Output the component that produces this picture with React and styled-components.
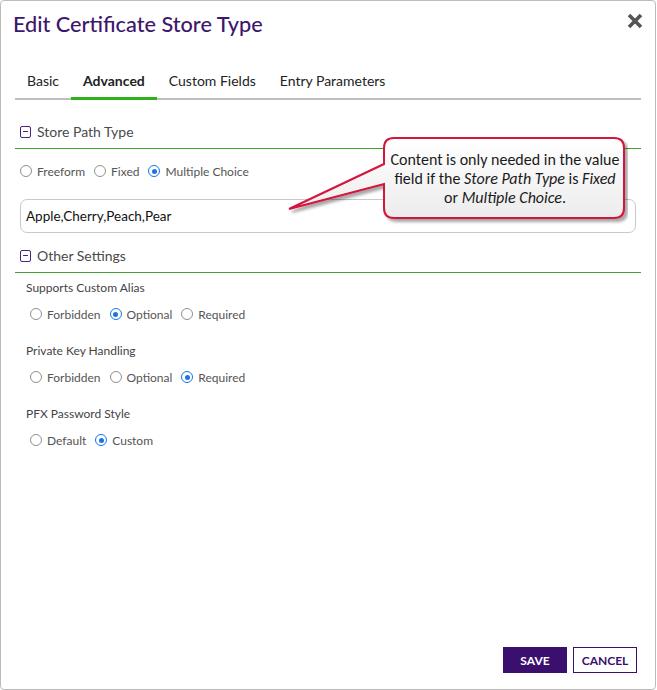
import React from 'react'
import styled, { createGlobalStyle } from 'styled-components'

const Global = createGlobalStyle`
  html, body { margin: 0; padding: 0; background: #fff; }
  body { font-family: Lato, "Noto Sans", sans-serif; }
`

const Dialog = styled.div`
  position: relative;
  box-sizing: border-box;
  width: 656px;
  height: 690px;
  border: 1px solid #bcbcbc;
  border-radius: 4px;
  display: flex;
  flex-direction: column;
  padding: 0 14px 0 14px;
`

const Header = styled.div`
  display: flex;
  align-items: center;
  justify-content: space-between;
  height: 46px;
  margin-left: -2px;
`

const Title = styled.h1`
  margin: 0;
  font-size: 21.7px;
  font-weight: 500;
  color: #3c176c;
`

const Close = styled.button`
  border: 0;
  background: none;
  padding: 0;
  width: 20px;
  height: 20px;
  margin-right: -4px;
  margin-top: -4px;
  cursor: pointer;
`

const Tabs = styled.div`
  display: flex;
  margin-top: 18px;
  border-bottom: 2px solid #bdbdbd;
  height: 33px;
`

const Tab = styled.div`
  padding: 0 12px;
  font-size: 14px;
  line-height: 32px;
  color: #222;
  font-weight: ${p => (p.$active ? 700 : 400)};
  border-bottom: 3px solid ${p => (p.$active ? '#2cb31a' : 'transparent')};
  margin-bottom: -2px;
`

const SectionHead = styled.div`
  display: flex;
  align-items: center;
  gap: 6px;
  padding-left: 5px;
  height: 33px;
  margin-top: ${p => p.$top || 0}px;
  border-bottom: 1px solid #3aa52a;
  font-size: 14px;
  color: #4a4a4a;
`

const Minus = styled.span`
  box-sizing: border-box;
  width: 11px;
  height: 12px;
  border: 1px solid #4b237d;
  border-radius: 2px;
  display: inline-flex;
  align-items: center;
  justify-content: center;
  &::after {
    content: '';
    width: 5px;
    height: 1px;
    background: #4b237d;
  }
`

const RadioRow = styled.div`
  display: flex;
  align-items: center;
  gap: 9px;
  padding-left: ${p => p.$indent || 5}px;
  height: 20px;
  margin-top: ${p => p.$top || 0}px;
`

const Option = styled.label`
  display: flex;
  align-items: center;
  gap: 5px;
  font-size: 12px;
  color: #555;
`

const Circle = styled.span`
  box-sizing: border-box;
  width: 12px;
  height: 12px;
  border-radius: 50%;
  border: ${p => (p.$on ? '1.5px solid #1a73e8' : '1.5px solid #8f8f8f')};
  display: inline-flex;
  align-items: center;
  justify-content: center;
  &::after {
    content: '';
    display: ${p => (p.$on ? 'block' : 'none')};
    width: 5px;
    height: 5px;
    border-radius: 50%;
    background: #1a73e8;
  }
`

const ValueBox = styled.div`
  box-sizing: border-box;
  margin: 18px 5px 0 5px;
  height: 34px;
  border: 1px solid #c8c8c8;
  border-radius: 7px;
  display: flex;
  align-items: center;
  padding-left: 5px;
  font-size: 13.5px;
  color: #111;
`

const FieldLabel = styled.div`
  font-size: 12px;
  color: #444;
  padding-left: 11px;
  margin-top: ${p => p.$top || 0}px;
  line-height: 14px;
`

const Footer = styled.div`
  margin-top: auto;
  display: flex;
  justify-content: flex-end;
  gap: 6px;
  padding: 0 4px 16px 0;
`

const Button = styled.button`
  box-sizing: border-box;
  width: 64px;
  height: 26px;
  font-family: Lato, "Noto Sans", sans-serif;
  font-size: 12px;
  font-weight: 700;
  border: 1px solid #3b0f6e;
  background: ${p => (p.$primary ? '#3b0f6e' : '#fff')};
  color: ${p => (p.$primary ? '#fff' : '#3b0f6e')};
  cursor: pointer;
  padding: 0;
`

const Callout = styled.div`
  position: absolute;
  left: 287px;
  top: 136px;
  width: 340px;
  height: 90px;
  pointer-events: none;
`

const CalloutText = styled.div`
  position: absolute;
  left: 97px;
  top: 0;
  width: 240px;
  height: 82px;
  display: flex;
  align-items: center;
  justify-content: center;
  text-align: center;
  font-family: Carlito, Lato, "Noto Sans", sans-serif;
  font-size: 16px;
  font-weight: 400;
  line-height: 19px;
  color: #1a1a1a;
  box-sizing: border-box;
  white-space: nowrap;
  i { font-style: italic; }
`

function Radio({ label, on }) {
  return (
    <Option>
      <Circle $on={on} />
      {label}
    </Option>
  )
}

function App() {
  return (
    <>
      <Global />
      <Dialog>
        <Header>
          <Title>Edit Certificate Store Type</Title>
          <Close aria-label="close">
            <svg width="18" height="18" viewBox="0 0 18 18">
              <path d="M3 3 L15 15 M15 3 L3 15" stroke="#555" strokeWidth="3.6" strokeLinecap="butt" />
            </svg>
          </Close>
        </Header>
        <Tabs>
          <Tab>Basic</Tab>
          <Tab $active>Advanced</Tab>
          <Tab>Custom Fields</Tab>
          <Tab>Entry Parameters</Tab>
        </Tabs>

        <SectionHead $top={15}>
          <Minus />
          Store Path Type
        </SectionHead>
        <RadioRow $top={12}>
          <Radio label="Freeform" />
          <Radio label="Fixed" />
          <Radio label="Multiple Choice" on />
        </RadioRow>
        <ValueBox>Apple,Cherry,Peach,Pear</ValueBox>

        <SectionHead $top={6}>
          <Minus />
          Other Settings
        </SectionHead>
        <FieldLabel $top={8}>Supports Custom Alias</FieldLabel>
        <RadioRow $indent={15} $top={9}>
          <Radio label="Forbidden" />
          <Radio label="Optional" on />
          <Radio label="Required" />
        </RadioRow>
        <FieldLabel $top={20}>Private Key Handling</FieldLabel>
        <RadioRow $indent={15} $top={9}>
          <Radio label="Forbidden" />
          <Radio label="Optional" />
          <Radio label="Required" on />
        </RadioRow>
        <FieldLabel $top={20}>PFX Password Style</FieldLabel>
        <RadioRow $indent={15} $top={9}>
          <Radio label="Default" />
          <Radio label="Custom" on />
        </RadioRow>

        <Footer>
          <Button $primary>SAVE</Button>
          <Button>CANCEL</Button>
        </Footer>

        <Callout>
          <svg width="340" height="90" viewBox="0 0 340 90" style={{ position: 'absolute', left: 0, top: 0 }}>
            <defs>
              <linearGradient id="cg" x1="0" y1="0" x2="0" y2="1">
                <stop offset="0" stopColor="#ffffff" />
                <stop offset="1" stopColor="#ececec" />
              </linearGradient>
              <filter id="sh" x="-10%" y="-10%" width="130%" height="130%">
                <feGaussianBlur in="SourceAlpha" stdDeviation="1.5" />
                <feOffset dx="3" dy="3" />
                <feComponentTransfer><feFuncA type="linear" slope="0.35" /></feComponentTransfer>
                <feMerge><feMergeNode /><feMergeNode in="SourceGraphic" /></feMerge>
              </filter>
            </defs>
            <path
              filter="url(#sh)"
              d="M106 1 H326 Q336 1 336 11 V71 Q336 81 326 81 H106 Q96 81 96 71 V47 L1 72 L96 27 V11 Q96 1 106 1 Z"
              fill="url(#cg)"
              stroke="#d4133c"
              strokeWidth="2"
              strokeLinejoin="miter"
            />
          </svg>
          <CalloutText>
            <span>
              Content is only needed in the value
              <br />
              field if the <i>Store Path Type</i> is <i>Fixed</i>
              <br />
              or <i>Multiple Choice</i>.
            </span>
          </CalloutText>
        </Callout>
      </Dialog>
    </>
  )
}

export default App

--------------------------------

Reproduce the material above in full and without alteration, but skip all pictures.

Output the component that produces this picture with React and styled-components.
import React from 'react'
import styled, { createGlobalStyle } from 'styled-components'

const Global = createGlobalStyle`
  html, body { margin: 0; padding: 0; background: #fff; }
  body { font-family: Lato, "Noto Sans", sans-serif; }
`

const Dialog = styled.div`
  position: relative;
  box-sizing: border-box;
  width: 656px;
  height: 690px;
  border: 1px solid #bcbcbc;
  border-radius: 4px;
  display: flex;
  flex-direction: column;
  padding: 0 14px 0 14px;
`

const Header = styled.div`
  display: flex;
  align-items: center;
  justify-content: space-between;
  height: 46px;
  margin-left: -2px;
`

const Title = styled.h1`
  margin: 0;
  font-size: 21.7px;
  font-weight: 500;
  color: #3c176c;
`

const Close = styled.button`
  border: 0;
  background: none;
  padding: 0;
  width: 20px;
  height: 20px;
  margin-right: -4px;
  margin-top: -4px;
  cursor: pointer;
`

const Tabs = styled.div`
  display: flex;
  margin-top: 18px;
  border-bottom: 2px solid #bdbdbd;
  height: 33px;
`

const Tab = styled.div`
  padding: 0 12px;
  font-size: 14px;
  line-height: 32px;
  color: #222;
  font-weight: ${p => (p.$active ? 700 : 400)};
  border-bottom: 3px solid ${p => (p.$active ? '#2cb31a' : 'transparent')};
  margin-bottom: -2px;
`

const SectionHead = styled.div`
  display: flex;
  align-items: center;
  gap: 6px;
  padding-left: 5px;
  height: 33px;
  margin-top: ${p => p.$top || 0}px;
  border-bottom: 1px solid #3aa52a;
  font-size: 14px;
  color: #4a4a4a;
`

const Minus = styled.span`
  box-sizing: border-box;
  width: 11px;
  height: 12px;
  border: 1px solid #4b237d;
  border-radius: 2px;
  display: inline-flex;
  align-items: center;
  justify-content: center;
  &::after {
    content: '';
    width: 5px;
    height: 1px;
    background: #4b237d;
  }
`

const RadioRow = styled.div`
  display: flex;
  align-items: center;
  gap: 9px;
  padding-left: ${p => p.$indent || 5}px;
  height: 20px;
  margin-top: ${p => p.$top || 0}px;
`

const Option = styled.label`
  display: flex;
  align-items: center;
  gap: 5px;
  font-size: 12px;
  color: #555;
`

const Circle = styled.span`
  box-sizing: border-box;
  width: 12px;
  height: 12px;
  border-radius: 50%;
  border: ${p => (p.$on ? '1.5px solid #1a73e8' : '1.5px solid #8f8f8f')};
  display: inline-flex;
  align-items: center;
  justify-content: center;
  &::after {
    content: '';
    display: ${p => (p.$on ? 'block' : 'none')};
    width: 5px;
    height: 5px;
    border-radius: 50%;
    background: #1a73e8;
  }
`

const ValueBox = styled.div`
  box-sizing: border-box;
  margin: 18px 5px 0 5px;
  height: 34px;
  border: 1px solid #c8c8c8;
  border-radius: 7px;
  display: flex;
  align-items: center;
  padding-left: 5px;
  font-size: 13.5px;
  color: #111;
`

const FieldLabel = styled.div`
  font-size: 12px;
  color: #444;
  padding-left: 11px;
  margin-top: ${p => p.$top || 0}px;
  line-height: 14px;
`

const Footer = styled.div`
  margin-top: auto;
  display: flex;
  justify-content: flex-end;
  gap: 6px;
  padding: 0 4px 16px 0;
`

const Button = styled.button`
  box-sizing: border-box;
  width: 64px;
  height: 26px;
  font-family: Lato, "Noto Sans", sans-serif;
  font-size: 12px;
  font-weight: 700;
  border: 1px solid #3b0f6e;
  background: ${p => (p.$primary ? '#3b0f6e' : '#fff')};
  color: ${p => (p.$primary ? '#fff' : '#3b0f6e')};
  cursor: pointer;
  padding: 0;
`

const Callout = styled.div`
  position: absolute;
  left: 287px;
  top: 136px;
  width: 340px;
  height: 90px;
  pointer-events: none;
`

const CalloutText = styled.div`
  position: absolute;
  left: 97px;
  top: 0;
  width: 240px;
  height: 82px;
  display: flex;
  align-items: center;
  justify-content: center;
  text-align: center;
  font-family: Carlito, Lato, "Noto Sans", sans-serif;
  font-size: 16px;
  font-weight: 400;
  line-height: 19px;
  color: #1a1a1a;
  box-sizing: border-box;
  white-space: nowrap;
  i { font-style: italic; }
`

function Radio({ label, on }) {
  return (
    <Option>
      <Circle $on={on} />
      {label}
    </Option>
  )
}

function App() {
  return (
    <>
      <Global />
      <Dialog>
        <Header>
          <Title>Edit Certificate Store Type</Title>
          <Close aria-label="close">
            <svg width="18" height="18" viewBox="0 0 18 18">
              <path d="M3 3 L15 15 M15 3 L3 15" stroke="#555" strokeWidth="3.6" strokeLinecap="butt" />
            </svg>
          </Close>
        </Header>
        <Tabs>
          <Tab>Basic</Tab>
          <Tab $active>Advanced</Tab>
          <Tab>Custom Fields</Tab>
          <Tab>Entry Parameters</Tab>
        </Tabs>

        <SectionHead $top={15}>
          <Minus />
          Store Path Type
        </SectionHead>
        <RadioRow $top={12}>
          <Radio label="Freeform" />
          <Radio label="Fixed" />
          <Radio label="Multiple Choice" on />
        </RadioRow>
        <ValueBox>Apple,Cherry,Peach,Pear</ValueBox>

        <SectionHead $top={6}>
          <Minus />
          Other Settings
        </SectionHead>
        <FieldLabel $top={8}>Supports Custom Alias</FieldLabel>
        <RadioRow $indent={15} $top={9}>
          <Radio label="Forbidden" />
          <Radio label="Optional" on />
          <Radio label="Required" />
        </RadioRow>
        <FieldLabel $top={20}>Private Key Handling</FieldLabel>
        <RadioRow $indent={15} $top={9}>
          <Radio label="Forbidden" />
          <Radio label="Optional" />
          <Radio label="Required" on />
        </RadioRow>
        <FieldLabel $top={20}>PFX Password Style</FieldLabel>
        <RadioRow $indent={15} $top={9}>
          <Radio label="Default" />
          <Radio label="Custom" on />
        </RadioRow>

        <Footer>
          <Button $primary>SAVE</Button>
          <Button>CANCEL</Button>
        </Footer>

        <Callout>
          <svg width="340" height="90" viewBox="0 0 340 90" style={{ position: 'absolute', left: 0, top: 0 }}>
            <defs>
              <linearGradient id="cg" x1="0" y1="0" x2="0" y2="1">
                <stop offset="0" stopColor="#ffffff" />
                <stop offset="1" stopColor="#ececec" />
              </linearGradient>
              <filter id="sh" x="-10%" y="-10%" width="130%" height="130%">
                <feGaussianBlur in="SourceAlpha" stdDeviation="1.5" />
                <feOffset dx="3" dy="3" />
                <feComponentTransfer><feFuncA type="linear" slope="0.35" /></feComponentTransfer>
                <feMerge><feMergeNode /><feMergeNode in="SourceGraphic" /></feMerge>
              </filter>
            </defs>
            <path
              filter="url(#sh)"
              d="M106 1 H326 Q336 1 336 11 V71 Q336 81 326 81 H106 Q96 81 96 71 V47 L1 72 L96 27 V11 Q96 1 106 1 Z"
              fill="url(#cg)"
              stroke="#d4133c"
              strokeWidth="2"
              strokeLinejoin="miter"
            />
          </svg>
          <CalloutText>
            <span>
              Content is only needed in the value
              <br />
              field if the <i>Store Path Type</i> is <i>Fixed</i>
              <br />
              or <i>Multiple Choice</i>.
            </span>
          </CalloutText>
        </Callout>
      </Dialog>
    </>
  )
}

export default App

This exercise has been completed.